GAO says USPS should plan for workplace charging

At long last, the US Postal Service is preparing to add some EVs to its delivery fleet, and is planning to install chargers for these fleet vehicles at some facilities. The Government Accountability Office (a sort of watchdog agency that keeps track of who in the sprawl of government agencies is spending what) has made the sensible suggestion that USPS also make the chargers available for employees to use to charge their personal vehicles.

According to the GAO, USPS has not incorporated the potential for sharing its fleet chargers with employees—or installing additional chargers for employee use—into its facility preparation plans.
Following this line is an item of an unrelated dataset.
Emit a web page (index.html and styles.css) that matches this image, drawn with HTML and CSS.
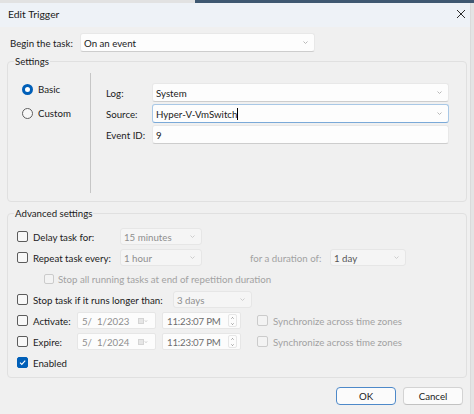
FILE: index.html
```html
<!DOCTYPE html>
<html>
	<head>
		<meta charset="UTF-8">
		<title>Edit Trigger</title>
		<link rel="stylesheet" href="styles.css">
	</head>
	<body>
		<div class="backdrop"><span class="bd-left"></span><span class="bd-right"></span></div>
		<div class="dialog">
			<div class="titlebar">
				<span class="title">Edit Trigger</span>
				<svg class="close" width="10" height="10" viewBox="0 0 10 10"><path d="M1 1L9 9M9 1L1 9" stroke="#2b2b2b" stroke-width="1"/></svg>
			</div>
			<div class="content">
				<div class="begin">
					<label>Begin the task:</label>
					<div class="combo task">
						<span>On an event</span>
						<svg class="chev" width="5" height="3" viewBox="0 0 5 3"><path d="M0.5 0.5L2.5 2.5L4.5 0.5" fill="none" stroke="#b8b8b8"/></svg>
					</div>
				</div>

				<fieldset class="group settings">
					<legend>Settings</legend>
					<div class="settings-body">
						<div class="kinds">
							<div class="radio on"><i></i>Basic</div>
							<div class="radio"><i></i>Custom</div>
						</div>
						<div class="fields">
							<div class="field">
								<label>Log:</label>
								<div class="combo">
									<span>System</span>
									<svg class="chev" width="5" height="3" viewBox="0 0 5 3"><path d="M0.5 0.5L2.5 2.5L4.5 0.5" fill="none" stroke="#b8b8b8"/></svg>
								</div>
							</div>
							<div class="field">
								<label>Source:</label>
								<div class="combo focus">
									<span>Hyper-V-VmSwitch<b class="caret"></b></span>
									<svg class="chev" width="5" height="3" viewBox="0 0 5 3"><path d="M0.5 0.5L2.5 2.5L4.5 0.5" fill="none" stroke="#b8b8b8"/></svg>
								</div>
							</div>
							<div class="field">
								<label>Event ID:</label>
								<div class="combo">
									<span>9</span>
								</div>
							</div>
						</div>
					</div>
				</fieldset>

				<fieldset class="group advanced">
					<legend>Advanced settings</legend>
					<div class="adv-body">
						<div class="row">
							<span class="check"></span>
							<label class="w-delay">Delay task for:</label>
							<div class="sel w82">
								<span>15 minutes</span>
								<svg class="chev" width="5" height="3" viewBox="0 0 5 3"><path d="M0.5 0.5L2.5 2.5L4.5 0.5" fill="none" stroke="#cdcdcd"/></svg>
							</div>
						</div>
						<div class="row">
							<span class="check"></span>
							<label class="w-delay">Repeat task every:</label>
							<div class="sel w82">
								<span>1 hour</span>
								<svg class="chev" width="5" height="3" viewBox="0 0 5 3"><path d="M0.5 0.5L2.5 2.5L4.5 0.5" fill="none" stroke="#cdcdcd"/></svg>
							</div>
							<label class="muted w-duration">for a duration of:</label>
							<div class="sel w76">
								<span class="dark">1 day</span>
								<svg class="chev" width="5" height="3" viewBox="0 0 5 3"><path d="M0.5 0.5L2.5 2.5L4.5 0.5" fill="none" stroke="#cdcdcd"/></svg>
							</div>
						</div>
						<div class="row sub">
							<span class="check small off"></span>
							<label class="muted">Stop all running tasks at end of repetition duration</label>
						</div>
						<div class="row">
							<span class="check"></span>
							<label class="w-stop">Stop task if it runs longer than:</label>
							<div class="sel w79">
								<span>3 days</span>
								<svg class="chev" width="5" height="3" viewBox="0 0 5 3"><path d="M0.5 0.5L2.5 2.5L4.5 0.5" fill="none" stroke="#cdcdcd"/></svg>
							</div>
						</div>
						<div class="row">
							<span class="check"></span>
							<label class="w-date">Activate:</label>
							<div class="date">
								<span>5/  1/2023</span>
								<svg width="10" height="6" viewBox="0 0 10 6"><rect x="0.5" y="0.5" width="5" height="5" fill="#e6e6e6" stroke="#d4d4d4"/><path d="M7 2.5L8 3.5L9 2.5" stroke="#c0c0c0" fill="none"/></svg>
							</div>
							<div class="date time">
								<span>11:23:07 PM</span>
								<span class="spin"><svg width="7" height="12" viewBox="0 0 7 12"><path d="M2.5 3.5L3.5 2.5L4.5 3.5M2.5 8.5L3.5 9.5L4.5 8.5" stroke="#8a8a8a" fill="none"/></svg></span>
							</div>
							<span class="check off sync"></span>
							<label class="muted">Synchronize across time zones</label>
						</div>
						<div class="row">
							<span class="check"></span>
							<label class="w-date">Expire:</label>
							<div class="date">
								<span>5/  1/2024</span>
								<svg width="10" height="6" viewBox="0 0 10 6"><rect x="0.5" y="0.5" width="5" height="5" fill="#e6e6e6" stroke="#d4d4d4"/><path d="M7 2.5L8 3.5L9 2.5" stroke="#c0c0c0" fill="none"/></svg>
							</div>
							<div class="date time">
								<span>11:23:07 PM</span>
								<span class="spin"><svg width="7" height="12" viewBox="0 0 7 12"><path d="M2.5 3.5L3.5 2.5L4.5 3.5M2.5 8.5L3.5 9.5L4.5 8.5" stroke="#8a8a8a" fill="none"/></svg></span>
							</div>
							<span class="check off sync"></span>
							<label class="muted">Synchronize across time zones</label>
						</div>
						<div class="row">
							<span class="check on"><svg width="9" height="9" viewBox="0 0 9 9"><path d="M2 4.6L3.8 6.4L7.2 2.6" fill="none" stroke="#fff" stroke-width="1.1"/></svg></span>
							<label>Enabled</label>
						</div>
					</div>
				</fieldset>

				<div class="buttons">
					<button class="btn primary">OK</button>
					<button class="btn">Cancel</button>
				</div>
			</div>
		</div>
	</body>
</html>
```

FILE: styles.css
```css
*{
	margin: 0;
	padding: 0;
	box-sizing: border-box;
}
body{
	width: 474px;
	height: 414px;
	overflow: hidden;
	background: #e4e4e4;
	font-family: Lato, "Noto Sans", sans-serif;
	font-size: 9.7px;
	color: #1b1b1b;
}
.backdrop{
	display: flex;
	height: 3px;
}
.backdrop .bd-left{
	width: 195px;
	background: #e2e2e2;
}
.backdrop .bd-right{
	flex: 1;
	background: #3f5871;
}
.dialog{
	width: 471px;
	height: 411px;
	background: #f0f0f0;
	border-right: 1px solid #dadada;
}
.titlebar{
	height: 24px;
	background: #eef2f7;
	display: flex;
	justify-content: space-between;
	align-items: center;
	padding: 0 4px 2px 8px;
	font-size: 10.4px;
}
.content{
	padding: 6px 0 0 7px;
}
.begin{
	display: flex;
	align-items: center;
	height: 19px;
	padding-left: 3px;
}
.begin label{
	width: 70px;
}

/* combo boxes and text boxes */
.combo{
	height: 19px;
	background: #fdfdfd;
	border: 1px solid #e8e8e8;
	border-bottom-color: #cdcdcd;
	border-radius: 3px;
	display: flex;
	align-items: center;
	justify-content: space-between;
	padding: 0 6px 0 3px;
}
.combo.task{
	width: 235px;
}
.combo.focus{
	border-color: #a9c8e6;
	border-bottom-color: #7aa9d8;
}
.caret{
	display: inline-block;
	width: 1px;
	height: 12px;
	background: #000;
	vertical-align: -2px;
}

/* group boxes */
.group{
	width: 460px;
	border: 1px solid #e0e0e0;
	border-radius: 4px;
	min-width: 0;
}
.group legend{
	margin-left: 6px;
	padding: 0 1px;
	line-height: 13px;
}
.settings{
	margin-top: 3px;
	padding: 5px 0 8px 0;
}
.advanced{
	margin-top: 5px;
	padding: 0;
}

.settings-body{
	display: flex;
	height: 120px;
}
.kinds{
	width: 83px;
	border-right: 1px solid #c6c6c6;
	padding: 9px 0 0 14px;
	display: flex;
	flex-direction: column;
	gap: 10px;
}
.radio{
	display: flex;
	align-items: center;
	height: 14px;
}
.radio i{
	width: 11px;
	height: 11px;
	border-radius: 50%;
	border: 1px solid #5f5f5f;
	background: #f8f8f8;
	margin-right: 5px;
}
.radio.on i{
	border: 3px solid #005fb8;
	background: #fff;
}
.fields{
	padding: 10px 0 0 15px;
	display: flex;
	flex-direction: column;
	gap: 2px;
}
.field{
	display: flex;
	align-items: center;
	height: 19px;
}
.field label{
	width: 46px;
}
.field .combo{
	width: 297px;
}

/* advanced rows */
.adv-body{
	padding: 6px 0 4px 9px;
}
.row{
	display: flex;
	align-items: center;
	height: 21px;
	white-space: nowrap;
}
.check{
	flex: none;
	width: 11px;
	height: 11px;
	border: 1px solid #5c5c5c;
	border-radius: 2px;
	background: #f8f8f8;
	margin-right: 5px;
	display: flex;
	align-items: center;
	justify-content: center;
}
.check.on{
	background: #005fb8;
	border-color: #005fb8;
}
.check.off{
	border-color: #cbcbcb;
	background: #f3f3f3;
}
.check.small{
	width: 10px;
	height: 10px;
	margin-left: 27px;
	margin-right: 4px;
}
.check.sync{
	margin-left: 16px;
	margin-right: 5px;
}
.muted{
	color: #a2a2a2;
}
.w-delay{
	width: 87px;
}
.w-stop{
	width: 140px;
}
.w-date{
	width: 44px;
}
.w-duration{
	width: 80px;
	margin-left: 48px;
}

.sel{
	height: 17px;
	background: #f5f5f5;
	border: 1px solid #e6e6e6;
	border-radius: 3px;
	display: flex;
	align-items: center;
	justify-content: space-between;
	padding: 0 6px 0 3px;
	color: #8e8e8e;
}
.sel .dark{
	color: #555;
}
.w82{
	width: 82px;
}
.w79{
	width: 79px;
}
.w76{
	width: 76px;
}

.date{
	width: 79px;
	height: 17px;
	background: #fcfcfc;
	border: 1px solid #e6e6e6;
	border-radius: 2px;
	display: flex;
	align-items: center;
	justify-content: space-between;
	padding: 0 7px 0 4px;
	color: #8e8e8e;
	white-space: pre;
}
.date.time{
	margin-left: 6px;
	padding: 0 3px 0 4px;
	color: #6e6e6e;
	letter-spacing: -0.2px;
}
.spin{
	width: 9px;
	height: 13px;
	border: 1px solid #e6e6e6;
	border-radius: 2px;
	display: flex;
	align-items: center;
	justify-content: center;
}

/* buttons */
.buttons{
	display: flex;
	justify-content: flex-end;
	gap: 7px;
	margin-top: 9px;
	padding-right: 7px;
}
.btn{
	width: 60px;
	height: 18px;
	background: #fbfbfb;
	border: 1px solid #d3d3d3;
	border-bottom-color: #c2c2c2;
	border-radius: 4px;
	font-family: inherit;
	font-size: 9.7px;
	color: #1b1b1b;
}
.btn.primary{
	border-color: #4d89c9;
}
```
The GAO studied the issue, and interviewed various USPS employees and stakeholders. Unsurprisingly, several of these said that employees would benefit from workplace charging. “USPS has taken some initial steps to explore the potential for employees to charge their own vehicles at work,” the GAO concedes. However, “USPS officials said there are complex issues USPS would need to resolve before it could establish a workplace charging program, such as developing policies and potentially negotiating work rules with multiple employee organizations.”

In conclusion, the GAO recommended that the Postmaster General “ensure appropriate USPS leaders incorporate the potential for workplace charging into planning efforts to deploy fleet-charging infrastructure,” and says that “USPS partially agreed,” whatever that means.

On the other hand, the GAO found that “hosting chargers for the general public would pose significant challenges and provide relatively few benefits to USPS.” USPS officials and stakeholders whom GAO interviewed said hosting public chargers could be at odds with USPS’s goal of moving customers in and out of a facility quickly, and pointed out that USPS is generally prohibited from offering non-postal services.